I think the parameters are also different in a marriage. You forgive more, but there is also a point of no return in that relationship, as well.
Marriage is way more than just I do.
I would suggest reading the following to understand some points about marriage that never get taught.



Ten Characteristics Of
A
Conscious Marriage



1. You realize that your relationship has a hidden purpose-the healing of childhood wounds. Instead of focusing entirely on surface needs and desires, you learn to recognize the unresolved childhood issues that underlie them. When you look at marriage with this x-ray vision, your daily interactions take on more meaning. Puzzling aspects of your relationship begin to make sense to you, and you have a greater sense of control.

2. You create a more accurate image of your partner. At the very moment of attraction, you begin fusing your lover with your primary caretakers. Later you projected your negative traits onto your partner, further obscuring your partner’s essential reality. As you move toward a conscious marriage, you gradually let go of these illusions and begin to see more of your partners truth. You see your partner not as your savior but as another wounded human being struggling to be healed.

3. You take responsibility for communicating your needs and desires to your partner. In an unconscious marriage, you cling to the childhood belief that your partner automatically intuits your needs. In a conscious marriage, you accept the fact that, in order to understand each other, you have to develop clear channels of communication.

4. You become more intentional in your interactions. In an unconscious marriage, you tend to react without thinking. You allow the primitive response of your old brain to control your behavior. In a conscious marriage, you train yourself to behave in a more constructive manner.

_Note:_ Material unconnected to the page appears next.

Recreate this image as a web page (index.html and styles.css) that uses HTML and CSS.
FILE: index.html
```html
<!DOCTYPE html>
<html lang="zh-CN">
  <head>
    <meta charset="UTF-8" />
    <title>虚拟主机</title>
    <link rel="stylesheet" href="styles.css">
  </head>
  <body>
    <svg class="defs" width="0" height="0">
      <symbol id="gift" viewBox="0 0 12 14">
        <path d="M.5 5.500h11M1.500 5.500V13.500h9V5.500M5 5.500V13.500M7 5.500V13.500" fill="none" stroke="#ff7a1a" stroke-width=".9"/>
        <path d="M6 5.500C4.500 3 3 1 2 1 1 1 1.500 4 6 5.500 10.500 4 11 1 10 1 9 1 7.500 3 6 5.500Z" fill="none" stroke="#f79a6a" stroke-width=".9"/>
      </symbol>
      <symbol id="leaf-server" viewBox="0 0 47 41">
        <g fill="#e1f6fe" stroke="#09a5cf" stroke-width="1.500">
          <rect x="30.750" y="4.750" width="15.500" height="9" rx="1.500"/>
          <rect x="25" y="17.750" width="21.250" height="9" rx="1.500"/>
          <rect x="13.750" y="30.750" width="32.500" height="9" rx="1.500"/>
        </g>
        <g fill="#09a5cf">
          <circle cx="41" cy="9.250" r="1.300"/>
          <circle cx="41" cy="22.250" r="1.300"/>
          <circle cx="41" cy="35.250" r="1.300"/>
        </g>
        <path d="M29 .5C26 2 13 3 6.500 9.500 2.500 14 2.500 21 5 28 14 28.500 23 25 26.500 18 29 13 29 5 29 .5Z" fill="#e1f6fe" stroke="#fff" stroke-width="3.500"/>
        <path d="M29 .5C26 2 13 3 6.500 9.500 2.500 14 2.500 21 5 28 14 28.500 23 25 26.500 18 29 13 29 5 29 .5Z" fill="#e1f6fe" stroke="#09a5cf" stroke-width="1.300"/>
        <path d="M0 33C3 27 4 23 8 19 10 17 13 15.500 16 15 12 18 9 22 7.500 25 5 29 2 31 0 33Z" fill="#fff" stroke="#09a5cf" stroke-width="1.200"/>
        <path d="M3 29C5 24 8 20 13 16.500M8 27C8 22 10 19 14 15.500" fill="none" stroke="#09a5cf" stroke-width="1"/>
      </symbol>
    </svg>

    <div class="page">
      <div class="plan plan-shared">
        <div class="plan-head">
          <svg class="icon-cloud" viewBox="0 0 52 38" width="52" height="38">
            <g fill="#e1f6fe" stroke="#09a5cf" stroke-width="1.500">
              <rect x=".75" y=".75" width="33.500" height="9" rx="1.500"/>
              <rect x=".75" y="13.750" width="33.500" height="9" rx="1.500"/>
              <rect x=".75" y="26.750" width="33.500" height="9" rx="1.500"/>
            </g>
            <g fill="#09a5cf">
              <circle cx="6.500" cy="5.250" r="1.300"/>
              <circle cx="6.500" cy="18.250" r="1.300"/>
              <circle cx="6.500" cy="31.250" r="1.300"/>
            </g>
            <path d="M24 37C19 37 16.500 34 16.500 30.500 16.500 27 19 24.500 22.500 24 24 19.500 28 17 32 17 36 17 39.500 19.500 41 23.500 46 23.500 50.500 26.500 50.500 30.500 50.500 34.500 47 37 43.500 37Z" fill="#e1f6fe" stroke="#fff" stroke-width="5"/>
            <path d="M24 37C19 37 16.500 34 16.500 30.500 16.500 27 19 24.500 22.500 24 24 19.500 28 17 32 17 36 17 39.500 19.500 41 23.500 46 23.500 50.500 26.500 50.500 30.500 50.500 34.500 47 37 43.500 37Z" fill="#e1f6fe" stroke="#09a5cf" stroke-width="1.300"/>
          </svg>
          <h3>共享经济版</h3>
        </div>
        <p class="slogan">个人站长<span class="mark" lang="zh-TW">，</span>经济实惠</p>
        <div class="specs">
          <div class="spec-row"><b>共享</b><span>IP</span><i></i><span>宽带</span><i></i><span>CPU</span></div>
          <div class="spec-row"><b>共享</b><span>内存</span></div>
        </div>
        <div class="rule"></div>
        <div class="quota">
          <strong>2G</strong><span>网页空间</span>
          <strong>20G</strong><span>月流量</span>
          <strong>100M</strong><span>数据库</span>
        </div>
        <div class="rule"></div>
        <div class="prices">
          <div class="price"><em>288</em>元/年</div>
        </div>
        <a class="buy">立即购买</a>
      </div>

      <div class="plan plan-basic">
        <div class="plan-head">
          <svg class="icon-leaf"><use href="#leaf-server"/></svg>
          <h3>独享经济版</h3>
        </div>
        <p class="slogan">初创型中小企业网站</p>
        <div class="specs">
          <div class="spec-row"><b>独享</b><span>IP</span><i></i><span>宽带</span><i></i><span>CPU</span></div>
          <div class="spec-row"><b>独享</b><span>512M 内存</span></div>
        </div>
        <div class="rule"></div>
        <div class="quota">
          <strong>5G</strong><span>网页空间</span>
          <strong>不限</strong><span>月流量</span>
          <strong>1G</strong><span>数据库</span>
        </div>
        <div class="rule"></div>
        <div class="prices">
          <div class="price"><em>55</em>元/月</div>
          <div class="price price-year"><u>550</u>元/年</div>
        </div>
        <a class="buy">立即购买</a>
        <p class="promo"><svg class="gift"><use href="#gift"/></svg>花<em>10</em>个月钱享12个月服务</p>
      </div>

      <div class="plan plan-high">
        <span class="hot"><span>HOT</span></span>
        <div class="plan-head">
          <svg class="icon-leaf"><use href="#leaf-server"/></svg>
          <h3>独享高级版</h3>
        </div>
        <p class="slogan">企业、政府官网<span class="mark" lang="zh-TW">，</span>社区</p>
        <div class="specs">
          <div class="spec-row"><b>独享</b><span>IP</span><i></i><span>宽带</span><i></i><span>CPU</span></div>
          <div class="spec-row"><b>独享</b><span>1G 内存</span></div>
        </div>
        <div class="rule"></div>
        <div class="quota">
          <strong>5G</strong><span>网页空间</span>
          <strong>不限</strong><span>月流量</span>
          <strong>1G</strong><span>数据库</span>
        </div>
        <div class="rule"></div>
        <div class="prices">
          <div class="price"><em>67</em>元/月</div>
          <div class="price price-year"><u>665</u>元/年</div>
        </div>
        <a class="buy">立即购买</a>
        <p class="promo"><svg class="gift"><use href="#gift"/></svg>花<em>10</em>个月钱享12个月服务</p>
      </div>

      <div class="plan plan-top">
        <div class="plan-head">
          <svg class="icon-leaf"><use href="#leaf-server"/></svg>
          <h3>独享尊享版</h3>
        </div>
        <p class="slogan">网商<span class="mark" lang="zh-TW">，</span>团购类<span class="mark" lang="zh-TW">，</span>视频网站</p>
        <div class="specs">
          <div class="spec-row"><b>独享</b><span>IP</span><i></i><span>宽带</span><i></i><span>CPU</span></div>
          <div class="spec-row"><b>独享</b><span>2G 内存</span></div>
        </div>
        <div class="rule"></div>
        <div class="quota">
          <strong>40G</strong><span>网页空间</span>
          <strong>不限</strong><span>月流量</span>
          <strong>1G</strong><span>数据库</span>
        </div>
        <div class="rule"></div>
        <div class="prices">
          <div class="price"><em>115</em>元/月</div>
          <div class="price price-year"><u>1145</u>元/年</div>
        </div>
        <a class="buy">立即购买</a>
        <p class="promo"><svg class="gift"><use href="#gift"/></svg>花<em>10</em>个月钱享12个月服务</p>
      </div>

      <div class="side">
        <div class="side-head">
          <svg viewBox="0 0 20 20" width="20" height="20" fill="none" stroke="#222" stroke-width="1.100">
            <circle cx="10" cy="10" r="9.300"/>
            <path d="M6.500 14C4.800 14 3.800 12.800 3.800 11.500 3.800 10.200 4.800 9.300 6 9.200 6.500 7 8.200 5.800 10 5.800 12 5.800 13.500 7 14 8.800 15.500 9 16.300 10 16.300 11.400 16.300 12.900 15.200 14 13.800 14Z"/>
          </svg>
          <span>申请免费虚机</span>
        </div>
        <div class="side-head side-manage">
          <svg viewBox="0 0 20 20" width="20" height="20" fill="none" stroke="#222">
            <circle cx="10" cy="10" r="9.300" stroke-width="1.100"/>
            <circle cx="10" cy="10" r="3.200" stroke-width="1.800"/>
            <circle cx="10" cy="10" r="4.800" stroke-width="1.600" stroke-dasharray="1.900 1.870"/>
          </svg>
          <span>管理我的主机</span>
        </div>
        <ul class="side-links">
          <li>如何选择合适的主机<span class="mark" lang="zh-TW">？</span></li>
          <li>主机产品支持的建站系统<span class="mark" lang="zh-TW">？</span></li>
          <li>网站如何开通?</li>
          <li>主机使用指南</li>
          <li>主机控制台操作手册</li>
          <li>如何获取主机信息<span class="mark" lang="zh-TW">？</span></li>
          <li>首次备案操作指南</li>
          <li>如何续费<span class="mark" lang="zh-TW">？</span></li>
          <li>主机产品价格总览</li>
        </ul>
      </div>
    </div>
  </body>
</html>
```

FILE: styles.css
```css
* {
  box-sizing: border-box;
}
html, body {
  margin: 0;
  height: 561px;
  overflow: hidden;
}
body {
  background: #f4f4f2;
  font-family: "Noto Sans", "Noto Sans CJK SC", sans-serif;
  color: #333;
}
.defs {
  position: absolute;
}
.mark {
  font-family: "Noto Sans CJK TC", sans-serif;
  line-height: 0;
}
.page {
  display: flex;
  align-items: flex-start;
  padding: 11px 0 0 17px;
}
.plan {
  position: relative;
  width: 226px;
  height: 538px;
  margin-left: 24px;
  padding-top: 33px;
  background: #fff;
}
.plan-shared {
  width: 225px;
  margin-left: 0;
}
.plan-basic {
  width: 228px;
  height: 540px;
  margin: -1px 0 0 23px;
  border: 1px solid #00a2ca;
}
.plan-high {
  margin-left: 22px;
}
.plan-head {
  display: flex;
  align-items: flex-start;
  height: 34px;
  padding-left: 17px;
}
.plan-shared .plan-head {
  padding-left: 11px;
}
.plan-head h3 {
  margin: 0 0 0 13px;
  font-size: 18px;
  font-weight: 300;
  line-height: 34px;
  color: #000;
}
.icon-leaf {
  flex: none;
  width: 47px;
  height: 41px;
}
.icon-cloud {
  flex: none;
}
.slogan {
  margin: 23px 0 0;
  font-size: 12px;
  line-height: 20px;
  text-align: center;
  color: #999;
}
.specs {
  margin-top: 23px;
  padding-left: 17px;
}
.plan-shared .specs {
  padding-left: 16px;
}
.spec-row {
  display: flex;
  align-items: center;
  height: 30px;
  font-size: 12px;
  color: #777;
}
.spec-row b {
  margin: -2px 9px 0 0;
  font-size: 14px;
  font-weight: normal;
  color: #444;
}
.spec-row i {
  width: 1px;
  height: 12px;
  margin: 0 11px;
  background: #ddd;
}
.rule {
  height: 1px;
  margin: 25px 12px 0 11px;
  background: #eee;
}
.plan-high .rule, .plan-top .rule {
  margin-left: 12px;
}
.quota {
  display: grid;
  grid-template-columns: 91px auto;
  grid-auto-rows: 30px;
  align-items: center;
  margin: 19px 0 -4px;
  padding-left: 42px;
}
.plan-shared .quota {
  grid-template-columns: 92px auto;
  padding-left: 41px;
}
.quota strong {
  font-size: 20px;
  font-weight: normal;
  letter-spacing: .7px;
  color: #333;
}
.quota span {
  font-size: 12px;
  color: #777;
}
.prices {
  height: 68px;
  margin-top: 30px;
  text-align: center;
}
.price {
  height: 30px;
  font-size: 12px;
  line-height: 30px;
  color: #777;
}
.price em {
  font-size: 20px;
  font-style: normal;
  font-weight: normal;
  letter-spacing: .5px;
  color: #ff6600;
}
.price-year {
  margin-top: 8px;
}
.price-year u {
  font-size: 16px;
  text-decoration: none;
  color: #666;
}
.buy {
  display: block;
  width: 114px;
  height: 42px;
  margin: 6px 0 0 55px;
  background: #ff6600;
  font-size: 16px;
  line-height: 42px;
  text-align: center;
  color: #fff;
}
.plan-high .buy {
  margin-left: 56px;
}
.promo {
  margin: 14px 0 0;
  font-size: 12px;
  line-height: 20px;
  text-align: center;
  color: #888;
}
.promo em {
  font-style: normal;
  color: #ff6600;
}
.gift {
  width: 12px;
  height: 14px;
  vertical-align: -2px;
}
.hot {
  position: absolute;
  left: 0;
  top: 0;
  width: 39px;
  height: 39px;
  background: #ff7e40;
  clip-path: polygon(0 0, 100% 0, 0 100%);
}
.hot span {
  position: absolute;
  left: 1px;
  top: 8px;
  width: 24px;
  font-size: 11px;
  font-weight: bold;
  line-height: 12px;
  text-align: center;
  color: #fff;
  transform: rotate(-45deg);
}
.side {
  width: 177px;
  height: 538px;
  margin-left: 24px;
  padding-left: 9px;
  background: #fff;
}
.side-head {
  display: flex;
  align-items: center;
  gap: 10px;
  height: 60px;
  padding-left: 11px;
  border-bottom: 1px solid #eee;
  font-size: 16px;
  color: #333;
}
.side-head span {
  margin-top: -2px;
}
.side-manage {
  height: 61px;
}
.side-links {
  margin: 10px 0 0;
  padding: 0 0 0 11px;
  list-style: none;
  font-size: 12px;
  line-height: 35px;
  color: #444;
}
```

5. You learn to value your partner’s needs and wishes as highly as your own. In an unconscious marriage, you assume that your partner’s role in life is to take care of your needs magically. In a conscious marriage, you let go of this narcissistic view and divert more and more of your energy to meeting your partner’s needs.

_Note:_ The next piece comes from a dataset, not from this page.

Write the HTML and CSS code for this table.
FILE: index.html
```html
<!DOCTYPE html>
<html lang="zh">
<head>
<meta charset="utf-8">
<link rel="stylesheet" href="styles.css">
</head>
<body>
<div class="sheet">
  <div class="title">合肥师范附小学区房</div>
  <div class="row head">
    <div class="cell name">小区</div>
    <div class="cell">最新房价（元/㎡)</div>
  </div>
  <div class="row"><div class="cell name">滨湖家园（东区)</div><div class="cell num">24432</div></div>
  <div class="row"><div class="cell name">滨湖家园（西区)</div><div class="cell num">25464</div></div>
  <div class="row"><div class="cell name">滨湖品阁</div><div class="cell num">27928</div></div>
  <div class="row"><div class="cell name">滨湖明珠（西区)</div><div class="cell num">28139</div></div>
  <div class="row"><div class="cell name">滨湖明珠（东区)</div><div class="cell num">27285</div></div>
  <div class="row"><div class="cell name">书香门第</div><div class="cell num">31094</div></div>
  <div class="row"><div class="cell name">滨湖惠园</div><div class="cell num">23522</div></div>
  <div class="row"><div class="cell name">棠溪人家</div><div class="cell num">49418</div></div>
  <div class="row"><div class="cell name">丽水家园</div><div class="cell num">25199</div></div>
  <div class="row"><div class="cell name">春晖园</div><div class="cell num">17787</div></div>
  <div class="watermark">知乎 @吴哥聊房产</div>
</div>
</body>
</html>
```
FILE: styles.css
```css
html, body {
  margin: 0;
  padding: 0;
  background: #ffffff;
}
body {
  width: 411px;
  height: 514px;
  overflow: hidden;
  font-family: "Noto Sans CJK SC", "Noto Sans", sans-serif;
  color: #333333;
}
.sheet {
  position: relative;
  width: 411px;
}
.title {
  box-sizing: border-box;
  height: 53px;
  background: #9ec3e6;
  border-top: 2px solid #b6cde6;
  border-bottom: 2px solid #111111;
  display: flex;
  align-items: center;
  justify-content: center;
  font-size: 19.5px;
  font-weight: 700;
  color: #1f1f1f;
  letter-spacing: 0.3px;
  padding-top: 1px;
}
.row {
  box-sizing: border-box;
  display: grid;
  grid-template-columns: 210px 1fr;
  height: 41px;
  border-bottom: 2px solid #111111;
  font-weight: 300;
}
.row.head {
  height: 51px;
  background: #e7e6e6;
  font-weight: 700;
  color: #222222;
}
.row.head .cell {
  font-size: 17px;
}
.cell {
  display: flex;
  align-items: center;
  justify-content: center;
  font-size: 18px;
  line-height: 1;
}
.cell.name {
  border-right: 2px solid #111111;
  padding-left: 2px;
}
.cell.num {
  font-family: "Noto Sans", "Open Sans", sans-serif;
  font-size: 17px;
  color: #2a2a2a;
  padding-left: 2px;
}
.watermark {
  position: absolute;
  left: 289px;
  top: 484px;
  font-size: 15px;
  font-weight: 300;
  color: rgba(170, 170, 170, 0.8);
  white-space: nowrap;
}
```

6. You embrace the dark side of your personality. In a conscious marriage, you openly acknowledge the fact that you, like everyone else, have negative traits. As you accept responsibility for this dark side of your nature , you lessen your tendency to project your negative traits onto your mate, which creates a less hostile environment.

7. You learn new techniques to satisfy your basic needs and desires. During the power struggle, you cajole, harangue, and blame in an attempt to coerce your partner to meet your needs. When you move beyond this stage, you realize that your partner can indeed be a resource for you- once you abandon your self-defeating tactics.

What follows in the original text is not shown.